— begin DATA EXCERPT —

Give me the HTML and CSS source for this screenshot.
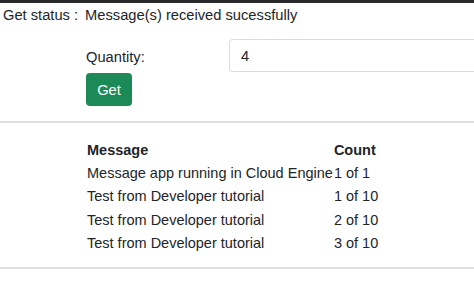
FILE: index.html
```html
<!DOCTYPE html>
<html>
<head>
<meta charset="utf-8">
<link rel="stylesheet" href="styles.css">
</head>
<body>
<div class="topbar"></div>
<div class="status"><span class="status-label">Get status :</span><span class="status-msg">Message(s) received sucessfully</span></div>
<div class="form">
  <div class="form-row">
    <label class="qty-label">Quantity:</label>
    <div class="qty-input">4</div>
  </div>
  <button class="btn-get">Get</button>
</div>
<div class="rule"></div>
<div class="table">
  <div class="cell head">Message</div><div class="cell head">Count</div>
  <div class="cell">Message app running in Cloud Engine</div><div class="cell">1 of 1</div>
  <div class="cell">Test from Developer tutorial</div><div class="cell">1 of 10</div>
  <div class="cell">Test from Developer tutorial</div><div class="cell">2 of 10</div>
  <div class="cell">Test from Developer tutorial</div><div class="cell">3 of 10</div>
</div>
<div class="rule bottom"></div>
</body>
</html>
```

FILE: styles.css
```css
html, body {
  margin: 0;
  padding: 0;
  background: #fff;
}
body {
  font-family: "Liberation Sans", Arial, sans-serif;
  font-size: 14.7px;
  color: #212529;
  width: 474px;
  height: 285px;
  overflow: hidden;
}
.topbar {
  height: 3px;
  background: #2a2a2c;
}
.status {
  display: flex;
  padding-left: 3px;
  height: 24px;
  align-items: center;
}
.status-label {
  margin-right: 7px;
}
.form {
  padding-left: 86px;
}
.form-row {
  display: flex;
  align-items: center;
  margin-top: 12px;
}
.qty-label {
  width: 143px;
  padding-top: 2px;
}
.qty-input {
  flex: 1;
  height: 31px;
  border: 1px solid #dcdcdc;
  border-right: none;
  border-radius: 4px 0 0 4px;
  display: flex;
  align-items: center;
  padding-left: 11px;
}
.btn-get {
  display: block;
  margin-top: 1px;
  width: 46px;
  height: 33px;
  border: none;
  border-radius: 4px;
  background: #1c8a57;
  color: #fff;
  font-family: "Liberation Sans", Arial, sans-serif;
  font-size: 14.7px;
  padding: 0;
}
.rule {
  height: 2px;
  background: #e0e0e0;
  margin-top: 15px;
}
.rule.bottom {
  margin-top: 13px;
}
.table {
  display: grid;
  grid-template-columns: auto auto;
  justify-content: start;
  column-gap: 1px;
  grid-auto-rows: 23.3px;
  padding-left: 87px;
  padding-top: 15px;
  font-size: 14.5px;
}
.cell {
  display: flex;
  align-items: center;
  white-space: nowrap;
}
.head {
  font-weight: bold;
}
```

— end DATA EXCERPT —

* **SET EXERCISE**
Transcribe each line above verbatim, with the pictures left out.

* **REPLY TO THE EXERCISE**
Give me the HTML and CSS source for this screenshot.
FILE: index.html
```html
<!DOCTYPE html>
<html>
<head>
<meta charset="utf-8">
<link rel="stylesheet" href="styles.css">
</head>
<body>
<div class="topbar"></div>
<div class="status"><span class="status-label">Get status :</span><span class="status-msg">Message(s) received sucessfully</span></div>
<div class="form">
  <div class="form-row">
    <label class="qty-label">Quantity:</label>
    <div class="qty-input">4</div>
  </div>
  <button class="btn-get">Get</button>
</div>
<div class="rule"></div>
<div class="table">
  <div class="cell head">Message</div><div class="cell head">Count</div>
  <div class="cell">Message app running in Cloud Engine</div><div class="cell">1 of 1</div>
  <div class="cell">Test from Developer tutorial</div><div class="cell">1 of 10</div>
  <div class="cell">Test from Developer tutorial</div><div class="cell">2 of 10</div>
  <div class="cell">Test from Developer tutorial</div><div class="cell">3 of 10</div>
</div>
<div class="rule bottom"></div>
</body>
</html>
```

FILE: styles.css
```css
html, body {
  margin: 0;
  padding: 0;
  background: #fff;
}
body {
  font-family: "Liberation Sans", Arial, sans-serif;
  font-size: 14.7px;
  color: #212529;
  width: 474px;
  height: 285px;
  overflow: hidden;
}
.topbar {
  height: 3px;
  background: #2a2a2c;
}
.status {
  display: flex;
  padding-left: 3px;
  height: 24px;
  align-items: center;
}
.status-label {
  margin-right: 7px;
}
.form {
  padding-left: 86px;
}
.form-row {
  display: flex;
  align-items: center;
  margin-top: 12px;
}
.qty-label {
  width: 143px;
  padding-top: 2px;
}
.qty-input {
  flex: 1;
  height: 31px;
  border: 1px solid #dcdcdc;
  border-right: none;
  border-radius: 4px 0 0 4px;
  display: flex;
  align-items: center;
  padding-left: 11px;
}
.btn-get {
  display: block;
  margin-top: 1px;
  width: 46px;
  height: 33px;
  border: none;
  border-radius: 4px;
  background: #1c8a57;
  color: #fff;
  font-family: "Liberation Sans", Arial, sans-serif;
  font-size: 14.7px;
  padding: 0;
}
.rule {
  height: 2px;
  background: #e0e0e0;
  margin-top: 15px;
}
.rule.bottom {
  margin-top: 13px;
}
.table {
  display: grid;
  grid-template-columns: auto auto;
  justify-content: start;
  column-gap: 1px;
  grid-auto-rows: 23.3px;
  padding-left: 87px;
  padding-top: 15px;
  font-size: 14.5px;
}
.cell {
  display: flex;
  align-items: center;
  white-space: nowrap;
}
.head {
  font-weight: bold;
}
```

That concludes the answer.